Clearly the vision that launched the Gulfstream I in 1958 withstands the test of time today and Gulfstream remains solely focused on creating and delivering the world’s finest aviation experience by blazing a path for others to follow.

Purpose Built: The very first and very best of its kind business aircraft.

Fun Flight Fact: Largest windows of any pressurized private aircraft ever produced—that is until the G650 arrived on the scene.

Other Winged Wonders

In some cases, it’s debatable whether the purpose-built aircraft was a practical answer to a real-world problem or whether the purpose of building the aircraft was to simply prove that it could be done. But if you ever need an aircraft that can completely circumnavigate the planet, one that can take off and land on your street or one that can be carried somewhere, inflated on-site and flown away, here are the aircraft that meet those needs.

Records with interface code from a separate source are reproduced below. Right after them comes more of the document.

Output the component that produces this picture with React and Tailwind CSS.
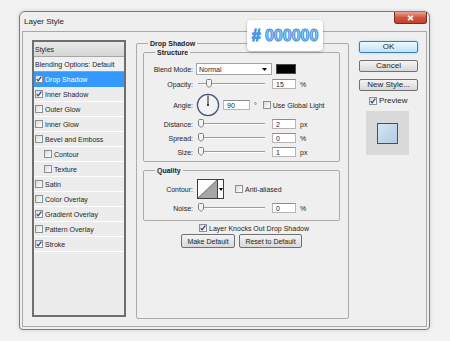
import React from 'react';

const Check = ({ checked }) => (
  <span className="w-[8px] h-[8px] shrink-0 border border-[#8e8f8f] bg-gradient-to-br from-[#d9d9d9] to-white flex items-center justify-center">
    {checked && (
      <svg width="6" height="6" viewBox="0 0 6 6">
        <path d="M0.7 3.1 L2.2 4.8 L5.3 0.6" stroke="#26457e" strokeWidth="1.2" fill="none" />
      </svg>
    )}
  </span>
);

const Thumb = () => (
  <svg width="6" height="9" viewBox="0 0 6 9">
    <path d="M0.5 1.5 Q0.5 0.5 1.5 0.5 H4.5 Q5.5 0.5 5.5 1.5 V6 L3 8.5 L0.5 6 Z" fill="#f4f4f4" stroke="#7d7d7d" />
  </svg>
);

const Slider = ({ pos }) => (
  <div className="relative ml-[5px] w-[67px] h-[10px] flex items-center">
    <div className="w-full h-[2px] border-t border-[#9c9c9c] border-b border-b-white" />
    <span className="absolute top-0" style={{ left: pos }}>
      <Thumb />
    </span>
  </div>
);

const Field = ({ value, className = '' }) => (
  <div className={`h-[10px] bg-white border border-[#b5b5b5] border-t-[#8d8d8d] flex items-center pl-[3px] text-[7px] leading-none ${className}`}>
    {value}
  </div>
);

const Label = ({ children }) => (
  <span className="w-[49px] shrink-0 text-right text-[7px] leading-none">{children}</span>
);

const SliderRow = ({ label, pos, value, unit, className = '' }) => (
  <div className={`h-[10px] flex items-center ${className}`}>
    <Label>{label}</Label>
    <Slider pos={pos} />
    <Field value={value} className="ml-[7px] w-[24px]" />
    <span className="ml-[4px] text-[7px] leading-none">{unit}</span>
  </div>
);

const GroupBox = ({ title, className = '', children }) => (
  <fieldset className={`border border-[#ababab] rounded-[2px] ${className}`}>
    <legend className="ml-[11px] px-[2px] font-bold text-[7px] leading-[9px] text-[#1c1c1c]">{title}</legend>
    {children}
  </fieldset>
);

const PushButton = ({ children, className = '' }) => (
  <div className={`h-[14px] border border-[#707070] rounded-[2px] bg-gradient-to-b from-[#f4f4f4] to-[#d9d9d9] flex items-center justify-center text-[7px] leading-none ${className}`}>
    {children}
  </div>
);

const styles = [
  { name: 'Drop Shadow', checked: true, selected: true },
  { name: 'Inner Shadow', checked: true },
  { name: 'Outer Glow' },
  { name: 'Inner Glow' },
  { name: 'Bevel and Emboss' },
  { name: 'Contour', sub: true },
  { name: 'Texture', sub: true },
  { name: 'Satin' },
  { name: 'Color Overlay' },
  { name: 'Gradient Overlay', checked: true },
  { name: 'Pattern Overlay' },
  { name: 'Stroke', checked: true },
];

export default function App() {
  return (
    <div className="relative w-[450px] h-[341px] overflow-hidden bg-[#f2f2f2] pt-[11px] pl-[19px] font-['Liberation_Sans',Arial,sans-serif] text-[#1e1e1e]">
      {/* dialog window */}
      <div className="w-[411px] h-[319px] flex flex-col border border-[#7b7b7b] rounded-t-[6px] rounded-b-[4px] bg-[#efefef] shadow-[0_0_4px_rgba(0,0,0,0.15)]">
        <div className="h-[19px] flex justify-between pl-[4px] pr-[2px]">
          <span className="self-center text-[8px] leading-none text-[#222]">Layer Style</span>
          <div className="w-[33px] h-[12px] rounded-b-[3px] border border-t-0 border-[#7c2a1f] bg-gradient-to-b from-[#e7a394] via-[#d0563f] to-[#c3412b] flex items-center justify-center">
            <svg width="7" height="6" viewBox="0 0 7 6">
              <path d="M1 0.8 L6 5.2 M6 0.8 L1 5.2" stroke="#fff" strokeWidth="1.6" />
            </svg>
          </div>
        </div>

        <div className="flex-1 mx-[2px] mb-[2px] border border-[#a8a8a8] bg-[#efefef] flex items-start">
          {/* Styles list */}
          <div className="ml-[9px] mt-[8px] w-[94px] h-[277px] border-2 border-[#6e6e6e] bg-[#ececec] flex flex-col text-[7px] leading-none">
            <div className="h-[15px] shrink-0 flex items-center pl-[1px] bg-gradient-to-b from-[#e9e9e9] to-[#d6d6d6] border-b border-[#a6a6a6]">
              Styles
            </div>
            <div className="h-[15px] shrink-0 flex items-center pl-[1px] bg-[#f0f0f0] border-b border-[#9d9d9d]">
              Blending Options: Default
            </div>
            {styles.map((s) => (
              <div
                key={s.name}
                className={`h-[15px] shrink-0 flex items-center border-b ${s.sub ? 'pl-[10px]' : 'pl-[1px]'} ${s.selected ? 'bg-[#3399ff] text-white border-[#3399ff]' : 'border-white'}`}
              >
                <Check checked={s.checked} />
                <span className="ml-[2px]">{s.name}</span>
              </div>
            ))}
          </div>

          {/* Drop Shadow panel */}
          <GroupBox title="Drop Shadow" className="ml-[10px] mt-[7px] w-[213px] h-[280px]">
            <div className="pl-[6px] pr-[8px]">
              <GroupBox title="Structure">
                <div className="pt-[6px] pb-[4px]">
                  <div className="h-[12px] flex items-center">
                    <Label>Blend Mode:</Label>
                    <div className="ml-[3px] w-[76px] h-[12px] bg-white border border-[#a3a3a3] flex items-center justify-between pl-[2px] pr-[4px] text-[7px] leading-none">
                      <span>Normal</span>
                      <svg width="5" height="3" viewBox="0 0 5 3">
                        <path d="M0 0 H5 L2.5 3 Z" fill="#000" />
                      </svg>
                    </div>
                    <div className="ml-[4px] w-[20px] h-[10px] bg-black border border-[#4a4a4a]" />
                  </div>
                  <SliderRow label="Opacity:" pos={8} value="15" unit="%" className="mt-[4px]" />
                  <div className="mt-[4px] h-[24px] flex items-center">
                    <Label>Angle:</Label>
                    <svg className="ml-[3px]" width="24" height="24" viewBox="0 0 24 24">
                      <circle cx="12" cy="12" r="10.6" fill="#f3f3f3" stroke="#44597a" strokeWidth="1.3" />
                      <path d="M12 12 V2.5" stroke="#1a1a1a" strokeWidth="1" />
                      <circle cx="12" cy="12" r="1" fill="#1a1a1a" />
                    </svg>
                    <Field value="90" className="ml-[3px] w-[27px]" />
                    <span className="ml-[4px] text-[7px] leading-none">°</span>
                    <span className="ml-[6px]"><Check /></span>
                    <span className="ml-[2px] text-[7px] leading-none">Use Global Light</span>
                  </div>
                  <SliderRow label="Distance:" pos={0} value="2" unit="px" className="mt-[2px]" />
                  <SliderRow label="Spread:" pos={0} value="0" unit="%" className="mt-[4px]" />
                  <SliderRow label="Size:" pos={0} value="1" unit="px" className="mt-[4px]" />
                </div>
              </GroupBox>

              <GroupBox title="Quality" className="mt-[4px]">
                <div className="pt-[4px] pb-[7px]">
                  <div className="h-[20px] flex items-center">
                    <Label>Contour:</Label>
                    <div className="ml-[4px] w-[27px] h-[20px] border border-[#3d3d3d] bg-white flex">
                      <svg width="19" height="18" viewBox="0 0 19 18">
                        <rect width="19" height="18" fill="#fff" />
                        <path d="M0 18 L19 0 V18 Z" fill="#a6a6a6" />
                        <path d="M0 18 L19 0" stroke="#555" strokeWidth="0.8" />
                      </svg>
                      <div className="flex-1 border-l border-[#3d3d3d] flex items-center justify-center">
                        <svg width="4" height="3" viewBox="0 0 4 3">
                          <path d="M0 0 H4 L2 3 Z" fill="#000" />
                        </svg>
                      </div>
                    </div>
                    <span className="ml-[11px]"><Check /></span>
                    <span className="ml-[2px] text-[7px] leading-none">Anti-aliased</span>
                  </div>
                  <SliderRow label="Noise:" pos={0} value="0" unit="%" className="mt-[4px]" />
                </div>
              </GroupBox>

              <div className="mt-[3px] h-[8px] pl-[56px] flex items-center">
                <Check checked />
                <span className="ml-[2px] text-[7px] leading-none">Layer Knocks Out Drop Shadow</span>
              </div>
              <div className="mt-[2px] flex justify-center gap-[4px]">
                <PushButton className="w-[54px]">Make Default</PushButton>
                <PushButton className="w-[63px]">Reset to Default</PushButton>
              </div>
            </div>
          </GroupBox>

          {/* right column */}
          <div className="ml-[10px] mt-[9px] w-[59px] flex flex-col text-[8px] leading-none">
            <div className="h-[12px] border border-[#3c7fb1] rounded-[2px] bg-gradient-to-b from-[#eef8fe] to-[#bfe4fa] shadow-[0_0_2px_#7cc8f2] flex items-center justify-center">
              OK
            </div>
            <div className="mt-[7px] h-[12px] border border-[#707070] rounded-[2px] bg-gradient-to-b from-[#f4f4f4] to-[#d8d8d8] flex items-center justify-center">
              Cancel
            </div>
            <div className="mt-[7px] h-[12px] border border-[#707070] rounded-[2px] bg-gradient-to-b from-[#f4f4f4] to-[#d8d8d8] flex items-center justify-center">
              New Style...
            </div>
            <div className="mt-[6px] h-[8px] pl-[10px] flex items-center">
              <Check checked />
              <span className="ml-[2px]">Preview</span>
            </div>
            <div className="mt-[6px] ml-[7px] w-[43px] h-[44px] bg-[#d9d9d9] flex items-center justify-center">
              <div className="w-[21px] h-[21px] border border-[#4f4f4f] bg-gradient-to-br from-[#d6e4f2] to-[#b3cbe3]" />
            </div>
          </div>
        </div>
      </div>

      {/* hex colour callout */}
      <div className="absolute left-[247px] top-[20px] w-[76px] h-[31px] bg-white rounded-[4px] shadow-[0_1px_3px_rgba(0,0,0,0.3)] flex items-center justify-center">
        <span className="font-bold text-[16px] leading-none text-[#a9d5f5] [-webkit-text-stroke:1px_#3b8ee0]"># 000000</span>
      </div>
    </div>
  );
}
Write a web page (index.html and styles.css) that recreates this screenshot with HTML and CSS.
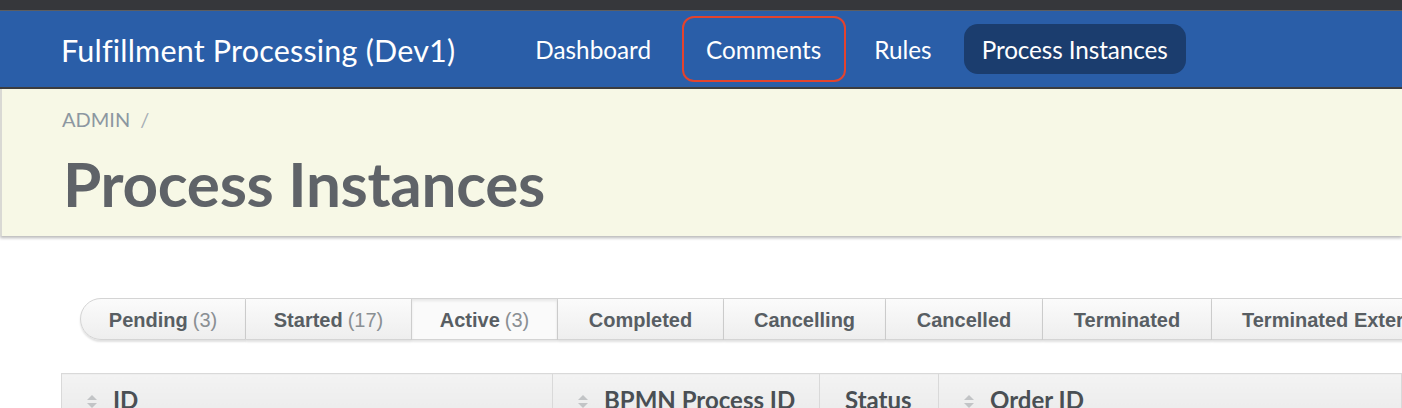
FILE: index.html
```html
<!DOCTYPE html>
<html lang="en">
<head>
<meta charset="utf-8">
<title>Process Instances</title>
<link rel="stylesheet" href="styles.css">
</head>
<body>
<div class="topbar"></div>
<nav class="navbar">
  <span class="brand">Fulfillment Processing (Dev1)</span>
  <ul class="nav-links">
    <li><a class="nav-link">Dashboard</a></li>
    <li><a class="nav-link highlighted">Comments</a></li>
    <li><a class="nav-link">Rules</a></li>
    <li><a class="nav-link active">Process Instances</a></li>
  </ul>
</nav>
<header class="page-header">
  <div class="breadcrumb">ADMIN <span class="sep">/</span></div>
  <h1 class="title">Process Instances</h1>
</header>
<main class="content">
  <div class="tabs">
    <div class="tab first">Pending <span class="count">(3)</span></div>
    <div class="tab">Started <span class="count">(17)</span></div>
    <div class="tab selected">Active <span class="count">(3)</span></div>
    <div class="tab">Completed</div>
    <div class="tab">Cancelling</div>
    <div class="tab">Cancelled</div>
    <div class="tab">Terminated</div>
    <div class="tab">Terminated Externally</div>
  </div>
  <table class="grid">
    <thead>
      <tr>
        <th class="col-id"><span class="sort"></span>ID</th>
        <th class="col-bpmn"><span class="sort"></span>BPMN Process ID</th>
        <th class="col-status">Status</th>
        <th class="col-order"><span class="sort"></span>Order ID</th>
      </tr>
    </thead>
  </table>
</main>
</body>
</html>
```
FILE: styles.css
```css
html, body {
  margin: 0;
  padding: 0;
  background: #ffffff;
  overflow: hidden;
  width: 1402px;
  height: 408px;
}
body {
  font-family: Lato, "Noto Sans", sans-serif;
}
.topbar {
  height: 10px;
  background: #36373b;
  border-bottom: 1px solid #5c5d60;
}
.navbar {
  height: 76px;
  background: #2a5ea8;
  border-bottom: 2px solid #3c3d40;
  display: flex;
  align-items: center;
  padding-left: 61px;
  color: #ffffff;
}
.brand {
  font-size: 30.5px;
  letter-spacing: 0.2px;
  margin-right: 60px;
  padding-top: 2px;
}
.nav-links {
  list-style: none;
  margin: 0;
  padding: 0;
  display: flex;
  align-items: center;
  gap: 15px;
}
.nav-link {
  display: flex;
  align-items: center;
  height: 50px;
  padding: 1px 20px 0;
  box-sizing: border-box;
  font-size: 24.3px;
  color: #ffffff;
  border-radius: 14px;
  position: relative;
}
.nav-links li:nth-child(3) .nav-link {
  margin-left: -2px;
}
.nav-link.active {
  background: #1b3d6e;
  margin-left: -3px;
  padding: 1px 18px 0;
  letter-spacing: -0.1px;
}
.nav-link.highlighted::after {
  content: "";
  position: absolute;
  top: -8px;
  bottom: -8px;
  left: -4px;
  right: -5px;
  border: 2.5px solid #e4432d;
  border-radius: 12px;
}
.page-header {
  background: #f7f8e6;
  height: 147px;
  box-sizing: border-box;
  padding: 18px 0 0 62px;
  box-shadow: 0 2px 3px rgba(0, 0, 0, 0.28);
  border-left: 2px solid #d9d9d4;
  position: relative;
}
.breadcrumb {
  font-size: 20px;
  color: #8c97a1;
  line-height: 24px;
  margin-left: -2px;
}
.breadcrumb .sep {
  margin-left: 5px;
  color: #a6aeb5;
}
.title {
  margin: 17px 0 0 -1px;
  font-size: 62px;
  line-height: 70px;
  font-weight: 700;
  color: #5f6368;
  letter-spacing: -0.3px;
}
.content {
  padding-top: 62px;
}
.tabs {
  display: flex;
  margin-left: 80px;
  height: 42px;
  white-space: nowrap;
}
.tab {
  display: flex;
  align-items: center;
  justify-content: center;
  box-sizing: border-box;
  height: 42px;
  padding: 2px 30px 0;
  font-family: "Liberation Sans", Arial, sans-serif;
  font-weight: 700;
  font-size: 20px;
  color: #585e63;
  background: linear-gradient(#fbfbfb, #eeeeee);
  border: 1px solid #d4d4d4;
  border-left: none;
  box-shadow: 0 2px 2px rgba(0, 0, 0, 0.12);
  flex-shrink: 0;
}
.tab.first {
  border-left: 1px solid #d4d4d4;
  border-radius: 21px 0 0 21px;
  width: 166px;
}
.tab:nth-child(2) { width: 166px; }
.tab.selected {
  width: 146px;
  background: #fafafa;
  box-shadow: inset 0 2px 3px rgba(0, 0, 0, 0.08), 0 2px 2px rgba(0, 0, 0, 0.1);
}
.tab:nth-child(4) { width: 166px; }
.tab:nth-child(5) { width: 162px; }
.tab:nth-child(6) { width: 157px; }
.tab:nth-child(7) { width: 169px; }
.tab .count {
  font-weight: 400;
  color: #8a8f93;
  margin-left: 5px;
}
.grid {
  margin: 33px 0 0 61px;
  border-collapse: collapse;
  table-layout: fixed;
  width: 1341px;
}
.grid th {
  height: 52px;
  padding: 13px 0 0 24px;
  text-align: left;
  vertical-align: top;
  box-sizing: border-box;
  font-family: Lato, "Noto Sans", sans-serif;
  font-weight: 700;
  font-size: 24px;
  line-height: 26px;
  color: #4a4f54;
  background: linear-gradient(#f3f3f3, #e9e9e9);
  border: 1px solid #d9d9d9;
  border-bottom: none;
  white-space: nowrap;
}
.col-id { width: 491px; }
.col-bpmn { width: 267px; }
.col-status { width: 119px; }
.grid th.col-status { padding-left: 25px; }
.sort {
  display: inline-block;
  width: 11px;
  height: 14px;
  margin-right: 16px;
  vertical-align: 0;
  position: relative;
}
.sort::before, .sort::after {
  content: "";
  position: absolute;
  left: 1px;
  border-left: 5px solid transparent;
  border-right: 5px solid transparent;
}
.sort::before {
  top: 0;
  border-bottom: 5px solid #c2c4c6;
}
.sort::after {
  top: 8px;
  border-top: 5px solid #c2c4c6;
}
```
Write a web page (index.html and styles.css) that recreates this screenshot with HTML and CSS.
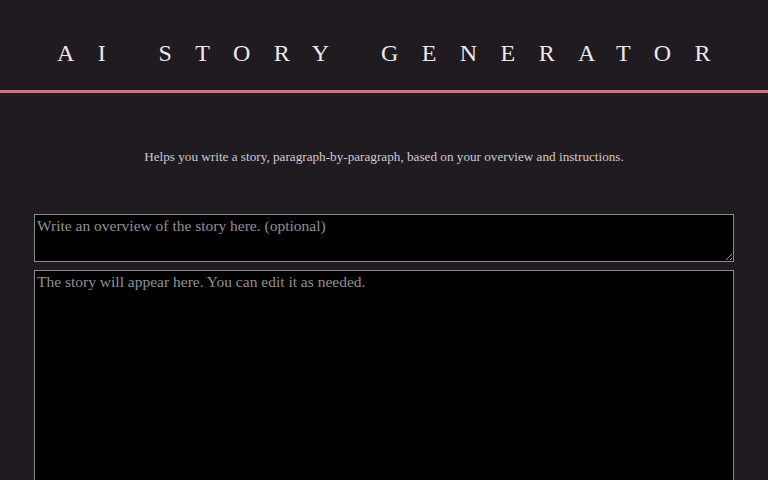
FILE: index.html
```html
<!DOCTYPE html>
<html lang="en">
<head>
<meta charset="utf-8">
<title>AI Story Generator</title>
<link rel="stylesheet" href="styles.css">
</head>
<body>
  <header class="site-header">
    <h1 class="site-title">AI STORY GENERATOR</h1>
  </header>
  <main class="page">
    <p class="intro">Helps you write a story, paragraph-by-paragraph, based on your overview and instructions.</p>
    <div class="editor">
      <textarea class="field overview" placeholder="Write an overview of the story here. (optional)"></textarea>
      <textarea class="field story" placeholder="The story will appear here. You can edit it as needed."></textarea>
    </div>
  </main>
</body>
</html>
```

FILE: styles.css
```css
html, body {
  margin: 0;
  padding: 0;
  background: #1f1b20;
  color: #e6e2e6;
  font-family: "Liberation Serif", "DejaVu Serif", serif;
}

body {
  height: 480px;
  overflow: hidden;
}

.site-header {
  height: 90px;
  border-bottom: 3px solid #d4707b;
  display: flex;
  align-items: center;
  justify-content: center;
}

.site-title {
  margin: 0;
  padding-left: 23px;
  padding-top: 16px;
  font-weight: 400;
  font-size: 24px;
  letter-spacing: 23.4px;
  color: #ece8ec;
}

.page {
  width: 700px;
  margin: 0 auto;
  padding-top: 55px;
}

.intro {
  margin: 0;
  text-align: center;
  font-size: 13.2px;
  color: #cfcad0;
  line-height: 18px;
}

.editor {
  margin-top: 48px;
  display: flex;
  flex-direction: column;
  gap: 8px;
}

.field {
  display: block;
  box-sizing: border-box;
  width: 700px;
  margin: 0;
  padding: 1px 2px;
  background: #000;
  color: #e6e2e6;
  border: 1px solid #8a8a8a;
  font-family: "Liberation Serif", "DejaVu Serif", serif;
  font-size: 15.5px;
  line-height: 20px;
}

.field::placeholder {
  color: #939093;
}

.overview {
  height: 48px;
}

.story {
  height: 320px;
}
```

Image By Ralph Crane/The LIFE Picture Collection/Getty Images

Goodyear Inflatoplane
A fair question here would be “what’s the point?” The answer, though perhaps not obvious, makes perfect sense when you consider the purpose. The practical application of the Inflatoplane was the retrieval of downed airmen from behind enemy lines. The Inflatoplane could be airdropped in a 44 cubic foot fully self-contained hardened case, including aircraft engine, air pump and 20 gallons of fuel. After five minutes, the aircraft was fully inflated and resembled something more like an aircraft and less like an airbed, and was then capable of some fairly reasonable aircraft performance. While there were six variants, in general an Inflatoplane could take off in 250 feet, with a payload of 240 pounds and could cruise for more than six hours at speeds up to 70 mph. The inflatable aircraft could even climb to an altitude of 10,000 feet (which seems only natural for a balloon anyway).

Image By MMassel/

Terrafugia Transition
Countless technological innovations have been spawned at the Northeastern think tank, otherwise known as the Massachusetts Institute of Technology, either as research projects in the labs or by MIT graduates. In fact, some staples that no pilot should be without include innovations like Bose headsets, RADAR (radio detection and range) and even the Gillette disposable razor. We can now add the flying car, or perhaps more accurately a roadable aircraft, to the list. The Transition has obvious features like folding wings that make it practical to park in your garage and of course allow other cars to pass without creating a rolling roadblock. Once certified safe for both road and sky, operating the Transition will require two licenses—one for driving and one for flying. The good news is that the Transition is designed to meet the requirements for Light Sport Aircraft, which can be flown as a sport pilot (which can be achieved with 20 hours of instruction).

Image By Bettmann Archive/Getty Images

Scaled Composites Voyager
The name Burt Rutan is legendary in aviation circles as the creator of a diverse stable of one-of-a-kind, proof-of-concept aircraft. One such aircraft is the Voyager that was designed on a whim to fly around the world, nonstop, unrefueled. The aircraft, piloted by the two people who conceived the feat, Jeana Yeager (no relation to aviation legend Chuck Yeager), and Dick Rutan, brother of Burt Rutan, was indeed purpose-built. The all-composite aircraft weighed 2,250 pounds empty including its two engines. Takeoff weight with two pilots and enough fuel to fly around the planet was nearly 10,000 pounds. The average speed of the 25,012-mile odyssey was only 116 mph. Despite all odds that skeptics and Mother Nature could muster, the purpose-built Voyager completed its mission exactly as designed with 5 gallons of usable fuel remaining.